Retype only what runs from the beginning of the data through the line with "import React from 'react';"; please omit the pictures and keep every line exact.

[Interface markup and scripts]
◇ ◇ ◇ ◇ ◇ ◇ ◇

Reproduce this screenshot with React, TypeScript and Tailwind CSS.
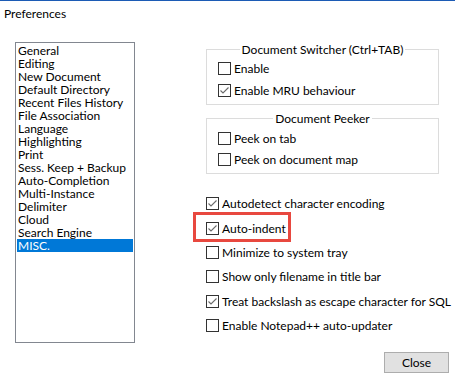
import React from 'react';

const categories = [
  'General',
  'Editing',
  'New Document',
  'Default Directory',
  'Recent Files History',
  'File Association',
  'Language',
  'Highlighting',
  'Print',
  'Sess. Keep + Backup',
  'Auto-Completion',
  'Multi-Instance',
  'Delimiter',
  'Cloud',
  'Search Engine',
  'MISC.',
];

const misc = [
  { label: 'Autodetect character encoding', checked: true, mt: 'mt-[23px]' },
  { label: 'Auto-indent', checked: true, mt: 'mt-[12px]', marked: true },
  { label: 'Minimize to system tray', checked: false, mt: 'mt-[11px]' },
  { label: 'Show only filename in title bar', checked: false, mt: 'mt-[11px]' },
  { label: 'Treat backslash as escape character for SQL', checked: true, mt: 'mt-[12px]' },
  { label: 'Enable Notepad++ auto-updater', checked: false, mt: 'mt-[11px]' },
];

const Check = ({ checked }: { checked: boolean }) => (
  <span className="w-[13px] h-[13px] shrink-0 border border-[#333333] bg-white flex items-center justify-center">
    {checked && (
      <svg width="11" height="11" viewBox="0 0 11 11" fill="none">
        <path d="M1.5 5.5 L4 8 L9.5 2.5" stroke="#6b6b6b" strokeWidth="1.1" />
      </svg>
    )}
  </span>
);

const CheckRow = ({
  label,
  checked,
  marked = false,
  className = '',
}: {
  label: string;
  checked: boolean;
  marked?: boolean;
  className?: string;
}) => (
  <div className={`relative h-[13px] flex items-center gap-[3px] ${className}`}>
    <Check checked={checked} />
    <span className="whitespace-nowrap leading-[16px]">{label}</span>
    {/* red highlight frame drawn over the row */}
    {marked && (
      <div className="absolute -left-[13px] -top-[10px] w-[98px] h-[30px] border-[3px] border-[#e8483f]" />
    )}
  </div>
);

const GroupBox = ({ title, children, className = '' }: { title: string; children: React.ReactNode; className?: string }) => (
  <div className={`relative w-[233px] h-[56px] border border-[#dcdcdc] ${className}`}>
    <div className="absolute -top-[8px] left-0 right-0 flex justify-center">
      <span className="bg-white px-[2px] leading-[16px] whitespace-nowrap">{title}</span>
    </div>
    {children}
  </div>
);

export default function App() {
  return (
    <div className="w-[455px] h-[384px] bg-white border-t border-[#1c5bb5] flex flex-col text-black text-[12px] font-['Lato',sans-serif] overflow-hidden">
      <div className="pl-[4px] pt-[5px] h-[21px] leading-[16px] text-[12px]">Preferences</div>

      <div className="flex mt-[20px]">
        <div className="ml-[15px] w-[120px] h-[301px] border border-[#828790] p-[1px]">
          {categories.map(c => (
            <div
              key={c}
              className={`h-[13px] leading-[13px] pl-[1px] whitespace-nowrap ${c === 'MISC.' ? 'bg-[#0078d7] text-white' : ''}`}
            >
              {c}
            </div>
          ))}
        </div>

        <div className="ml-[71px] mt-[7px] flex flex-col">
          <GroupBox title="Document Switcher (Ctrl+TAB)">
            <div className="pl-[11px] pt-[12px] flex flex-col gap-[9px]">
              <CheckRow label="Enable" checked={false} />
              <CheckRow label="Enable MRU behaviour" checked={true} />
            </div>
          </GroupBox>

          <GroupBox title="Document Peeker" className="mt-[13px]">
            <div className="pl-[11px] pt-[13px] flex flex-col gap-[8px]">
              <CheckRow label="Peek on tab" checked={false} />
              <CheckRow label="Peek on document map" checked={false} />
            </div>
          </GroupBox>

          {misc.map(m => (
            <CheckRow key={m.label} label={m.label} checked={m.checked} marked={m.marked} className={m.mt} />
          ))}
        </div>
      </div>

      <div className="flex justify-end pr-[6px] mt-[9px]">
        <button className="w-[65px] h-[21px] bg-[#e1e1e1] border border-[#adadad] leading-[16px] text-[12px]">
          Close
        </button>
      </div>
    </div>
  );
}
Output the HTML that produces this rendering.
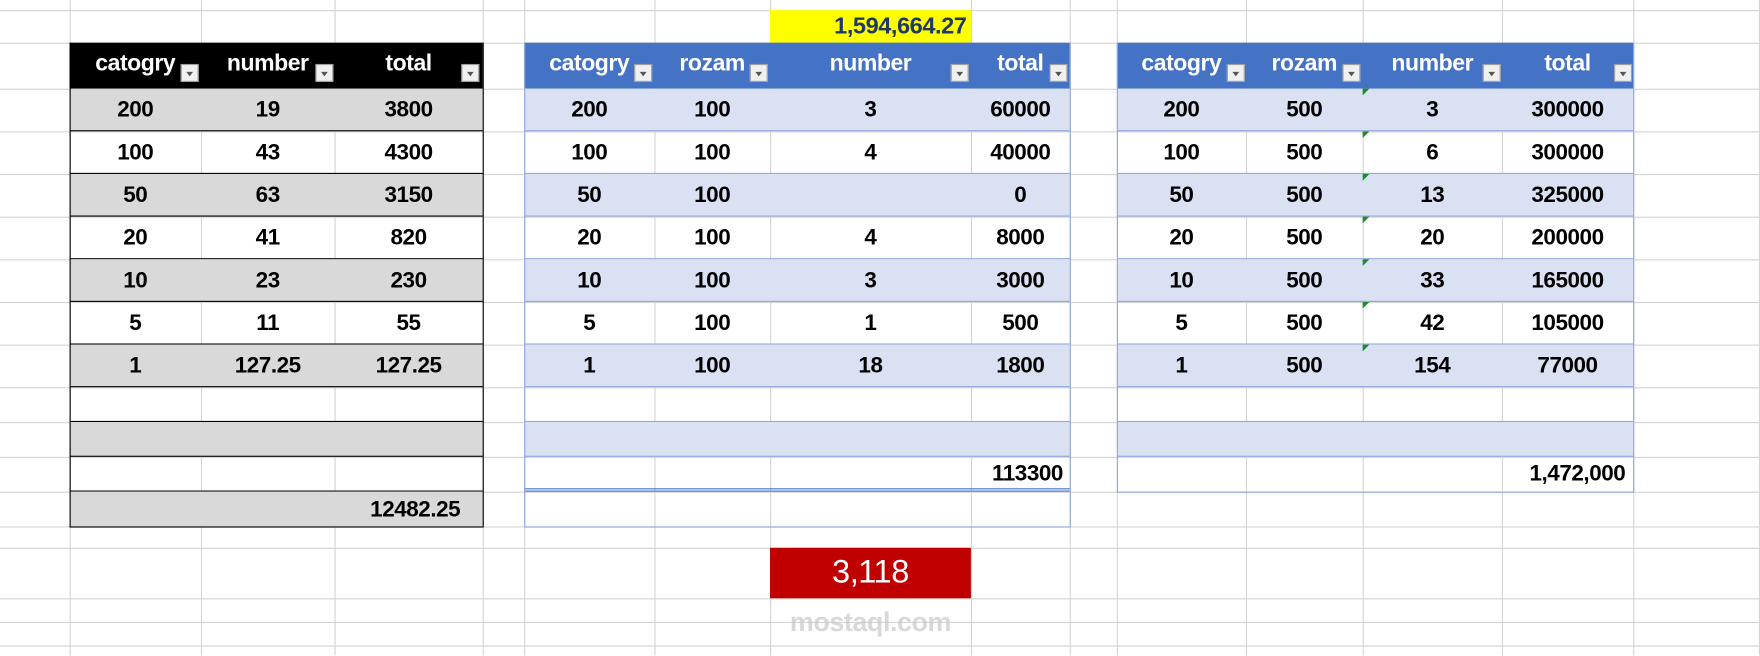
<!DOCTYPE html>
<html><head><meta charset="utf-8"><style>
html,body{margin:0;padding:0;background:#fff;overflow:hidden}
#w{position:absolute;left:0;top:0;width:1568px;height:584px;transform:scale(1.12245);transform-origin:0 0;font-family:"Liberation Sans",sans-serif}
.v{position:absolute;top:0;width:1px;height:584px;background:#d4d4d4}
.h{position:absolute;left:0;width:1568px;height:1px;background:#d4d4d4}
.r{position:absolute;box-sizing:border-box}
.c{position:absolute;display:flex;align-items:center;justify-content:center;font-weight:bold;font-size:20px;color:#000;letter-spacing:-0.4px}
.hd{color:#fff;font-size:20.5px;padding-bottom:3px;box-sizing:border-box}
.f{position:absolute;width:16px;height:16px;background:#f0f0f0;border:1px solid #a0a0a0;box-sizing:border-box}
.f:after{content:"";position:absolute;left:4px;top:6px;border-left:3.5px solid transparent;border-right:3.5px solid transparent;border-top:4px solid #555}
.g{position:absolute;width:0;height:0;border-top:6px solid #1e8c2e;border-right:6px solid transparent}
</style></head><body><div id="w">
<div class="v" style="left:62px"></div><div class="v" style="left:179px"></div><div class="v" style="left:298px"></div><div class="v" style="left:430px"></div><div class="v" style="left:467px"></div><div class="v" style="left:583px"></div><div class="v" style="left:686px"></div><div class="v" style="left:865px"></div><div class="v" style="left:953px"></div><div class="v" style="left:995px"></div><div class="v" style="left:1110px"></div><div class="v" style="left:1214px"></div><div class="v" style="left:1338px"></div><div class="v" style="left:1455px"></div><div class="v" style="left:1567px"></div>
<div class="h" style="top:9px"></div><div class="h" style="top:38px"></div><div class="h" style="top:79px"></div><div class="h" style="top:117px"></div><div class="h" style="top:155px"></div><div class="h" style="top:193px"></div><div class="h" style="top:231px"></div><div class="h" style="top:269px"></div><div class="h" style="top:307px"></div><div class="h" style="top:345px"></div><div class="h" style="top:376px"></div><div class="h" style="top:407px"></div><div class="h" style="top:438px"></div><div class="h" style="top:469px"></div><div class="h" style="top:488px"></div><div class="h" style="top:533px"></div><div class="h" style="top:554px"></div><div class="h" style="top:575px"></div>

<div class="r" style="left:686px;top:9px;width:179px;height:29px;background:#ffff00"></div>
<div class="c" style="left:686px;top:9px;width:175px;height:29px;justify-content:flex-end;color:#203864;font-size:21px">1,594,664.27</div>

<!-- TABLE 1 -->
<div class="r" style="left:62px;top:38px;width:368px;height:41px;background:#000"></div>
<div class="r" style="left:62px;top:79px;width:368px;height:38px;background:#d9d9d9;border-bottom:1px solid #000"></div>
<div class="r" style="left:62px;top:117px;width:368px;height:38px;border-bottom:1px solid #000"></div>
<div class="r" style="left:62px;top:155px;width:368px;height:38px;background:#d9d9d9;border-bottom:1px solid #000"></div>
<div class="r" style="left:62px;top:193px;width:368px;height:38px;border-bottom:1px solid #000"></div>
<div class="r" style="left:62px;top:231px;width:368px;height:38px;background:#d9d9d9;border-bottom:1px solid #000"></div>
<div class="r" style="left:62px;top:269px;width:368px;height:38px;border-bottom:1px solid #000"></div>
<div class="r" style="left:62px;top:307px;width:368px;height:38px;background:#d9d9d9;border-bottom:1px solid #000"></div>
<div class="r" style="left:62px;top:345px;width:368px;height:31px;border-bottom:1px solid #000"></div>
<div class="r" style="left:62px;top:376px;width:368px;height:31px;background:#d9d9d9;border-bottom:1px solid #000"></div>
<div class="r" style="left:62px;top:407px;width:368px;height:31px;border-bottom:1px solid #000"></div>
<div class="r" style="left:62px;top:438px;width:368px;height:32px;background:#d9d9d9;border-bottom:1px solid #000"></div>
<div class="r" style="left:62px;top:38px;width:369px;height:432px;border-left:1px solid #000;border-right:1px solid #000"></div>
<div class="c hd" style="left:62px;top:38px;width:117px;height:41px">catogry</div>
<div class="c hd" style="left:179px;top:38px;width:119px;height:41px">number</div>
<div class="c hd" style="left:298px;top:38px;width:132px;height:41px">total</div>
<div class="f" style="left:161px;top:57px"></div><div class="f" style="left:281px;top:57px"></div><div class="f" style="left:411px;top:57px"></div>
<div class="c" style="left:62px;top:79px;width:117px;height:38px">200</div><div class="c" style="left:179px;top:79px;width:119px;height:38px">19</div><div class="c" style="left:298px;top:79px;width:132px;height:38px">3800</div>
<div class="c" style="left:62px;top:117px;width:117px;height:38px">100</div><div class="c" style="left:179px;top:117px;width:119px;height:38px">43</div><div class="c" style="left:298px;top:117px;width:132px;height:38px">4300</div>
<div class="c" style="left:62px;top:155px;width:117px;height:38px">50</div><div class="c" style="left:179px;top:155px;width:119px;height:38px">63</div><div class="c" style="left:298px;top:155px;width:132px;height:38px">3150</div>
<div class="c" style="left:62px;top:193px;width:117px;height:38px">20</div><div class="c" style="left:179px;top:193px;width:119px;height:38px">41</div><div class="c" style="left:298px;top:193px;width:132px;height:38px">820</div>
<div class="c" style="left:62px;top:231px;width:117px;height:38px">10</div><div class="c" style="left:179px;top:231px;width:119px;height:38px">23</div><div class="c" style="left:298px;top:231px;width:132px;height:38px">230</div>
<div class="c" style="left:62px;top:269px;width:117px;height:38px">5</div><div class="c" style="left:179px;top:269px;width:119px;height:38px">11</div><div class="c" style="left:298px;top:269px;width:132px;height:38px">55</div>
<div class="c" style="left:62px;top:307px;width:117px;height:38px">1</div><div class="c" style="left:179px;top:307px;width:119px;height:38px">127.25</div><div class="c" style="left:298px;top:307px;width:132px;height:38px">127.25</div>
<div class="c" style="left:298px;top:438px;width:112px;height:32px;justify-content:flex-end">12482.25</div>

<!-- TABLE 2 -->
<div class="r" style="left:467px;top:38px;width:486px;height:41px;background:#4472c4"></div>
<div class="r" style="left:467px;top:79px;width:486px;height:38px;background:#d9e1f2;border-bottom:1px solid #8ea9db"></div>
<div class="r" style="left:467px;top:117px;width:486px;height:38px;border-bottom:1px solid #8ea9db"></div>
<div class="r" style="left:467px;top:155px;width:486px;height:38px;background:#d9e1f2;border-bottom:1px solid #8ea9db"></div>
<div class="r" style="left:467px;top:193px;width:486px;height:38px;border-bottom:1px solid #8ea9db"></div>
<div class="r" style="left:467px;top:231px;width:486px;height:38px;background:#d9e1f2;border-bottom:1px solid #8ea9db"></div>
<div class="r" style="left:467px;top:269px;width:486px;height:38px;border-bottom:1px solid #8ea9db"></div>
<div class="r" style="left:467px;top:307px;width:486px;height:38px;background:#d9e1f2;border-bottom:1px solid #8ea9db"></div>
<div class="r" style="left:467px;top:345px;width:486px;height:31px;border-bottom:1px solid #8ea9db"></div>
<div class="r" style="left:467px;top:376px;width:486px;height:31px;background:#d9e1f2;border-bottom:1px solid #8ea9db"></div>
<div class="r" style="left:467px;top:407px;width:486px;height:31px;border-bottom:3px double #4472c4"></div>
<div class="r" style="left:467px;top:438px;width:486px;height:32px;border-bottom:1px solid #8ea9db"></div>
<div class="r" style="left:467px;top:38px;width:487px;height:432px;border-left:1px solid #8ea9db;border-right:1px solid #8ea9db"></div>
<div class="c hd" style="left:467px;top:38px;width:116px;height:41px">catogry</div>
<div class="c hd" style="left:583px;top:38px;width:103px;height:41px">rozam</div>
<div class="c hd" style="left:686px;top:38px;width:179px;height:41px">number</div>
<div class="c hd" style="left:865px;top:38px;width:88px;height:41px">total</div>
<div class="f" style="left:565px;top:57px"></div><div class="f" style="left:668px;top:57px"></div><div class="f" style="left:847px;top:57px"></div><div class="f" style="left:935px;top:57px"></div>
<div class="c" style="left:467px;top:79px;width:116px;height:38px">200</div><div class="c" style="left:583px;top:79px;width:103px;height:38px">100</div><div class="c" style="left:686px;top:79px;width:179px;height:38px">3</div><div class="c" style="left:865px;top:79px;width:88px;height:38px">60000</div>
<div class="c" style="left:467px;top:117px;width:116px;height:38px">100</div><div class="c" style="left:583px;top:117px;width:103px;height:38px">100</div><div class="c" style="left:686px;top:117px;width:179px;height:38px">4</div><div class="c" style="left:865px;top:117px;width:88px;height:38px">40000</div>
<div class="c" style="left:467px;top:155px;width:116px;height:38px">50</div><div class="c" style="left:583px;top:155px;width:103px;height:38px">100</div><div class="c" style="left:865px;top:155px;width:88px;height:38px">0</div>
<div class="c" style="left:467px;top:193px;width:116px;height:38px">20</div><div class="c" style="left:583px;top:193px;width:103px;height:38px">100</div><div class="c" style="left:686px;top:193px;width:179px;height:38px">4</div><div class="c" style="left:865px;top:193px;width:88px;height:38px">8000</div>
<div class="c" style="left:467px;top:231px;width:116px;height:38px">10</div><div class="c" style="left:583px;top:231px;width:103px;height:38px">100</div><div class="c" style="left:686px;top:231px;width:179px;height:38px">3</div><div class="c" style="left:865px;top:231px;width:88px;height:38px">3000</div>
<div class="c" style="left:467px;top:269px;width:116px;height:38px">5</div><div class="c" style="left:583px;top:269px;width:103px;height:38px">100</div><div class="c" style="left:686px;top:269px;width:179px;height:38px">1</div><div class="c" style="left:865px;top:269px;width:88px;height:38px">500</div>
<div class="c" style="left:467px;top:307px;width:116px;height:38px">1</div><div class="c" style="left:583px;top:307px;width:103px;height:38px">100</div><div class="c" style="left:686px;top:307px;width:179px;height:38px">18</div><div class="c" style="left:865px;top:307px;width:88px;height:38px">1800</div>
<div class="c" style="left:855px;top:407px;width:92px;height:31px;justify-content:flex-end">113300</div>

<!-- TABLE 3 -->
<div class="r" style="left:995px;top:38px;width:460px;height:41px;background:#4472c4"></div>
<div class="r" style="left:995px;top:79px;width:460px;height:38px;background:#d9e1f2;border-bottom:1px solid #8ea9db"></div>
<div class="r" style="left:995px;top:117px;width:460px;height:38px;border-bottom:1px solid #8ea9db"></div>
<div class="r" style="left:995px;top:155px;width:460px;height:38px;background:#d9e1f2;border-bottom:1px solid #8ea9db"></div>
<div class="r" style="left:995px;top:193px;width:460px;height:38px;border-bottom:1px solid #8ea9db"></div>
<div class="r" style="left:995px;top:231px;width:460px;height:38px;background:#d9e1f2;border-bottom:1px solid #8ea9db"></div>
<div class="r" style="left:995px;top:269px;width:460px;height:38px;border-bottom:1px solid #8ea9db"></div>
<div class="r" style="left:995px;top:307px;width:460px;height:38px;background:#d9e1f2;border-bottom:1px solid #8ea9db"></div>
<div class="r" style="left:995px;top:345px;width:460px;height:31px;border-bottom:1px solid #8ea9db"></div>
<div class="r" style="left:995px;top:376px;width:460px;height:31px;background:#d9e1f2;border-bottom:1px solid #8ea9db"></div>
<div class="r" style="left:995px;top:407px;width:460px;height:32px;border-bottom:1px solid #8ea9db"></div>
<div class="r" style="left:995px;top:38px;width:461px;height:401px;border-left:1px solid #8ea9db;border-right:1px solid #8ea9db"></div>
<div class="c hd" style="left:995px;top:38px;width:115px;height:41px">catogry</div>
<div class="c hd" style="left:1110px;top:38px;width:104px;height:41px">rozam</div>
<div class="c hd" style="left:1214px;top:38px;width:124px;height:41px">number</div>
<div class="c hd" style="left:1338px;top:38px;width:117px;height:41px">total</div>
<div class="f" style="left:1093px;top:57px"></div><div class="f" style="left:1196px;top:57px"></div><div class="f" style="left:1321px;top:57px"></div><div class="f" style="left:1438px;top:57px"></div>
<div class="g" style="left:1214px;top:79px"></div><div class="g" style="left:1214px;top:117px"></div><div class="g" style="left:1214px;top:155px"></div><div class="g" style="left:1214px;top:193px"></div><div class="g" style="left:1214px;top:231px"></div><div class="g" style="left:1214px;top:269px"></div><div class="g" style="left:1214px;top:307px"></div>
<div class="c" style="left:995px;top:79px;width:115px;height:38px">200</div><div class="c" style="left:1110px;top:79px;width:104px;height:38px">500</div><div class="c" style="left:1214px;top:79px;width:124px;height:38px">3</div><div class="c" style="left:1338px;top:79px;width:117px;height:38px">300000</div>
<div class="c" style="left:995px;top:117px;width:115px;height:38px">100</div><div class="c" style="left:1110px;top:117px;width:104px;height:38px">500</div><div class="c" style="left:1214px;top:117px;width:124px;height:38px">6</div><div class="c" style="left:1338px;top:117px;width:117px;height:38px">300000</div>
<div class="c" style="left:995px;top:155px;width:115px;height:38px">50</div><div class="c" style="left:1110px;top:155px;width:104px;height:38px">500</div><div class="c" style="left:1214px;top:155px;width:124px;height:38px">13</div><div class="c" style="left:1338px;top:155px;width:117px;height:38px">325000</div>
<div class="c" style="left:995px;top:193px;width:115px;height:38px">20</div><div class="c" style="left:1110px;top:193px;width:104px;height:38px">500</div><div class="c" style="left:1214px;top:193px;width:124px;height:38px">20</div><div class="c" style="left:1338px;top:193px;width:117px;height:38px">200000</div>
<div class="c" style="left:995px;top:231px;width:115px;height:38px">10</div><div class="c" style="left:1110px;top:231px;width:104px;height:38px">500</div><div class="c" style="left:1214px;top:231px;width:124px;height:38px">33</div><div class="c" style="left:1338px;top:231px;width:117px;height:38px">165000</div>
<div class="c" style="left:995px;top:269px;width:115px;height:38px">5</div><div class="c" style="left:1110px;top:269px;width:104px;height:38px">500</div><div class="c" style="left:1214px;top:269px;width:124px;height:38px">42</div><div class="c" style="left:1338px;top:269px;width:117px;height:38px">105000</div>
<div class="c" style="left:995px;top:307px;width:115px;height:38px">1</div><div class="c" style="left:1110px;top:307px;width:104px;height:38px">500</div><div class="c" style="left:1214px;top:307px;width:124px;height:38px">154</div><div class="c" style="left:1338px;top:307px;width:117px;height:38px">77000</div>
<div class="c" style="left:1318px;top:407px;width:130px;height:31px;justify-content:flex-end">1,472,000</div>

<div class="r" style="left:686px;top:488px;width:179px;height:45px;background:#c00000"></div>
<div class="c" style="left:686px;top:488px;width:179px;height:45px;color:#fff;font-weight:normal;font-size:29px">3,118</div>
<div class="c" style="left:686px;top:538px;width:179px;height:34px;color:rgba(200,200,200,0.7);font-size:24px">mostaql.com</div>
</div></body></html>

◇ ◇ ◇ ◇ ◇ ◇ ◇

→ **Response for this exercise**
Reproduce this screenshot with React, TypeScript and Tailwind CSS.
import React from 'react';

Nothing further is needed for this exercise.